Piling on to Jackie Bennett’s excellent post last week Coming Up Short with WSF:
Someone just forwarded me an article from the February 2007 edition of the Sage Publications journal Education and Urban Society which puts William Ouchi’s claims for WSF success in Seattle, Washington, under a big old microscope.
The authors of the article, “The Bankrupt ‘Revolution’: Running Schools like Businesses Fails the Test” [PDF $] find that in Seattle, WSF was only partially implemented, and with negative consequences. The district, which had been financially healthy, ran back-to-back deficits in 2002 and 2003 totaling some $35 million and the superintendent who put the WSF formula in place at the time was forced to resign. Ouchi doesn’t mention this little fact.
Auditors hired by the Seattle school board wrote:
“…(t)he District’s financial problems appear to have been exacerbated by continued changes, including the impacts of delegating new authorities to the schools. The process of empowering schools to make their own decisions led to an unintended consequence: that is, Central Office administrative processes became disconnected from schools, which further contributed to a loss of budgetary control.”

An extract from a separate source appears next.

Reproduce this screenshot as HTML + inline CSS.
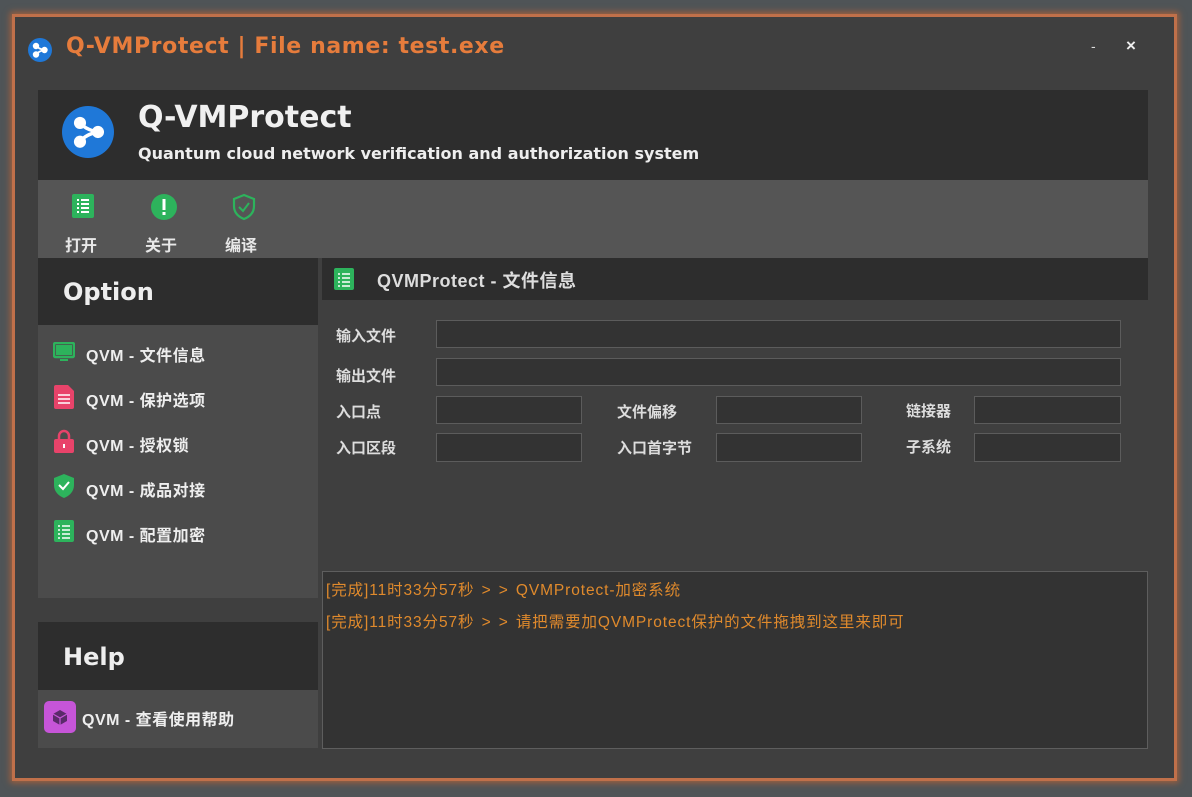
<!DOCTYPE html>
<html><head><meta charset="utf-8"><style>
*{margin:0;padding:0;box-sizing:border-box}
body{width:1192px;height:797px;background:#4f5457;position:relative;overflow:hidden;font-family:"Liberation Sans","Noto Sans CJK SC",sans-serif;color:#e8e8e8}
.abs{position:absolute}
.win{left:12px;top:14px;width:1165px;height:767px;background:#3f3f3f;border:3px solid #c0704a;box-shadow:0 0 6px 2px #a0603e}
.title{left:66px;top:34px;font-size:22px;font-weight:bold;color:#e67c3c;font-family:"DejaVu Sans","Noto Sans CJK SC",sans-serif;letter-spacing:0.6px}
.dark{background:#2d2d2d}
.mid{background:#4b4b4b}
.inp{background:#333;border:1px solid #5c5c5c;position:absolute}
.lbl{position:absolute;font-size:15px;font-weight:bold;color:#ddd}
.item{position:absolute;left:86px;font-size:16px;font-weight:bold;color:#eee;letter-spacing:0.5px}
.log{position:absolute;left:326px;font-size:15.5px;color:#e08a2c;letter-spacing:0.9px;word-spacing:2px}
</style></head><body>
<div class="abs win"></div>
<svg class="abs" style="left:28px;top:38px" width="24" height="24" viewBox="0 0 24 24"><circle cx="12" cy="12" r="12" fill="#1f78d8"/><circle cx="8" cy="8" r="3.2" fill="#fff"/><circle cx="8" cy="16.5" r="3.2" fill="#fff"/><circle cx="16.5" cy="12" r="3.2" fill="#fff"/><path d="M8 8Q11 11 16.5 12Q11 13 8 16.5" stroke="#fff" stroke-width="1.8" fill="none"/></svg>
<div class="abs title">Q-VMProtect | File name: test.exe</div>
<div class="abs" style="left:1091px;top:38px;font-size:14px;color:#ddd">-</div>
<div class="abs" style="left:1126px;top:36px;font-size:17px;font-weight:bold;color:#eee">×</div>

<div class="abs dark" style="left:38px;top:90px;width:1110px;height:90px"></div>
<svg class="abs" style="left:62px;top:106px" width="52" height="52" viewBox="0 0 24 24"><circle cx="12" cy="12" r="12" fill="#1f78d8"/><circle cx="8.3" cy="7.8" r="2.8" fill="#fff"/><circle cx="8.3" cy="16.5" r="2.8" fill="#fff"/><circle cx="16.6" cy="12" r="2.8" fill="#fff"/><path d="M8.3 7.8Q11 11 16.6 12Q11 13 8.3 16.5" stroke="#fff" stroke-width="1.6" fill="none"/></svg>
<div class="abs" style="left:138px;top:100px;font-size:30px;font-weight:bold;color:#f0f0f0;font-family:'DejaVu Sans',sans-serif">Q-VMProtect</div>
<div class="abs" style="left:138px;top:144px;font-size:16px;font-weight:bold;color:#eee;font-family:'DejaVu Sans',sans-serif">Quantum cloud network verification and authorization system</div>

<div class="abs" style="left:38px;top:180px;width:1110px;height:78px;background:#555"></div>
<svg class="abs" style="left:72px;top:194px" width="22" height="24" viewBox="0 0 22 24"><rect width="22" height="24" rx="2" fill="#2db35c"/><path d="M5 6h2M9 6h8M5 10h2M9 10h8M5 14h2M9 14h8M5 18h2M9 18h8" stroke="#fff" stroke-width="2"/></svg>
<svg class="abs" style="left:150px;top:193px" width="28" height="28" viewBox="0 0 28 28"><circle cx="14" cy="14" r="13" fill="#2db35c"/><rect x="12.5" y="6" width="3" height="11" fill="#fff"/><rect x="12.5" y="19" width="3" height="3" fill="#fff"/></svg>
<svg class="abs" style="left:232px;top:193px" width="24" height="28" viewBox="0 0 24 28"><path d="M12 2L22 6V13C22 20 17 24 12 26C7 24 2 20 2 13V6Z" fill="none" stroke="#2db35c" stroke-width="2.2"/><path d="M7 14L11 18L17 10" fill="none" stroke="#2db35c" stroke-width="2"/></svg>
<div class="abs" style="left:65px;top:232px;font-size:16px;font-weight:bold">打开</div>
<div class="abs" style="left:145px;top:232px;font-size:16px;font-weight:bold">关于</div>
<div class="abs" style="left:225px;top:232px;font-size:16px;font-weight:bold">编译</div>

<div class="abs dark" style="left:38px;top:258px;width:280px;height:67px"></div>
<div class="abs" style="left:63px;top:278px;font-size:24px;font-weight:bold;color:#eee;font-family:'DejaVu Sans',sans-serif">Option</div>
<div class="abs mid" style="left:38px;top:325px;width:280px;height:273px"></div>
<svg class="abs" style="left:53px;top:342px" width="22" height="20" viewBox="0 0 22 20"><rect x="1" y="1" width="20" height="14" rx="1.5" fill="none" stroke="#2db35c" stroke-width="2.5"/><rect x="3" y="3" width="16" height="10" fill="#2db35c"/><rect x="7" y="17" width="8" height="2" fill="#2db35c"/></svg>
<div class="item" style="top:342px">QVM - 文件信息</div>
<svg class="abs" style="left:54px;top:385px" width="20" height="24" viewBox="0 0 20 24"><path d="M0 2Q0 0 2 0H14L20 6V22Q20 24 18 24H2Q0 24 0 22Z" fill="#e8436a"/><path d="M4 10h12M4 14h12M4 18h12" stroke="#fff" stroke-width="1.6"/></svg>
<div class="item" style="top:387px">QVM - 保护选项</div>
<svg class="abs" style="left:54px;top:429px" width="20" height="24" viewBox="0 0 20 24"><path d="M5 10V7a5 5 0 0 1 10 0v3" fill="none" stroke="#e8436a" stroke-width="2.5"/><rect x="0" y="10" width="20" height="14" rx="2" fill="#e8436a"/><rect x="9" y="15" width="2" height="4" fill="#fff"/></svg>
<div class="item" style="top:432px">QVM - 授权锁</div>
<svg class="abs" style="left:54px;top:474px" width="20" height="24" viewBox="0 0 20 24"><path d="M10 0L20 4V11C20 18 15 22 10 24C5 22 0 18 0 11V4Z" fill="#2db35c"/><path d="M5 11L9 15L15 8" fill="none" stroke="#fff" stroke-width="2"/></svg>
<div class="item" style="top:477px">QVM - 成品对接</div>
<svg class="abs" style="left:54px;top:520px" width="20" height="22" viewBox="0 0 20 22"><rect width="20" height="22" rx="2" fill="#2db35c"/><path d="M4 6h2M8 6h8M4 10h2M8 10h8M4 14h2M8 14h8M4 18h2M8 18h8" stroke="#fff" stroke-width="1.6"/></svg>
<div class="item" style="top:522px">QVM - 配置加密</div>

<div class="abs dark" style="left:38px;top:622px;width:280px;height:68px"></div>
<div class="abs" style="left:63px;top:643px;font-size:24px;font-weight:bold;color:#eee;font-family:'DejaVu Sans',sans-serif">Help</div>
<div class="abs mid" style="left:38px;top:690px;width:280px;height:58px"></div>
<svg class="abs" style="left:44px;top:701px" width="32" height="32" viewBox="0 0 32 32"><rect width="32" height="32" rx="5" fill="#c655d8"/><path d="M16 9L23 13V20L16 24L9 20V13Z" fill="#5a2a6a"/><path d="M9 13L16 17L23 13M16 17V24" stroke="#c655d8" stroke-width="1.2" fill="none"/></svg>
<div class="item" style="left:82px;top:706px">QVM - 查看使用帮助</div>

<div class="abs dark" style="left:322px;top:258px;width:826px;height:42px"></div>
<svg class="abs" style="left:334px;top:268px" width="20" height="22" viewBox="0 0 20 22"><rect width="20" height="22" rx="2" fill="#2db35c"/><path d="M4 6h2M8 6h8M4 10h2M8 10h8M4 14h2M8 14h8M4 18h2M8 18h8" stroke="#fff" stroke-width="1.6"/></svg>
<div class="abs" style="left:377px;top:267px;font-size:18px;font-weight:bold;color:#ddd;letter-spacing:0.5px">QVMProtect - 文件信息</div>

<div class="lbl" style="left:336px;top:325px">输入文件</div>
<div class="inp" style="left:436px;top:320px;width:685px;height:28px"></div>
<div class="lbl" style="left:336px;top:365px">输出文件</div>
<div class="inp" style="left:436px;top:358px;width:685px;height:28px"></div>
<div class="lbl" style="left:336px;top:401px">入口点</div>
<div class="inp" style="left:436px;top:396px;width:146px;height:28px"></div>
<div class="lbl" style="left:617px;top:401px">文件偏移</div>
<div class="inp" style="left:716px;top:396px;width:146px;height:28px"></div>
<div class="lbl" style="left:906px;top:400px">链接器</div>
<div class="inp" style="left:974px;top:396px;width:147px;height:28px"></div>
<div class="lbl" style="left:336px;top:437px">入口区段</div>
<div class="inp" style="left:436px;top:433px;width:146px;height:29px"></div>
<div class="lbl" style="left:617px;top:437px">入口首字节</div>
<div class="inp" style="left:716px;top:433px;width:146px;height:29px"></div>
<div class="lbl" style="left:906px;top:436px">子系统</div>
<div class="inp" style="left:974px;top:433px;width:147px;height:29px"></div>

<div class="inp" style="left:322px;top:571px;width:826px;height:178px;border-color:#5e5e5e"></div>
<div class="log" style="top:578px">[完成]11时33分57秒 &gt; &gt; QVMProtect-加密系统</div>
<div class="log" style="top:610px">[完成]11时33分57秒 &gt; &gt; 请把需要加QVMProtect保护的文件拖拽到这里来即可</div>
</body></html>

Currently, Seattle is experiencing “a budget crisis so severe that educators are faced with the possibility of multiple school closures, program cuts, and the scaling back of the city’s choice plan,” according to the authors. We didn’t hear about this while Klein, with Ouchi’s pro bono support, was touting WSF as the next big thing. What’s more, Seattle test scores showed no improvement over these years, the authors write, and in fact began to slide against the statewide averages.
The emphasis of the article is a critique of Ouchi’s advocacy of a business model of education reform. But the WSF details figure prominently, and they should give us all a weighty headache.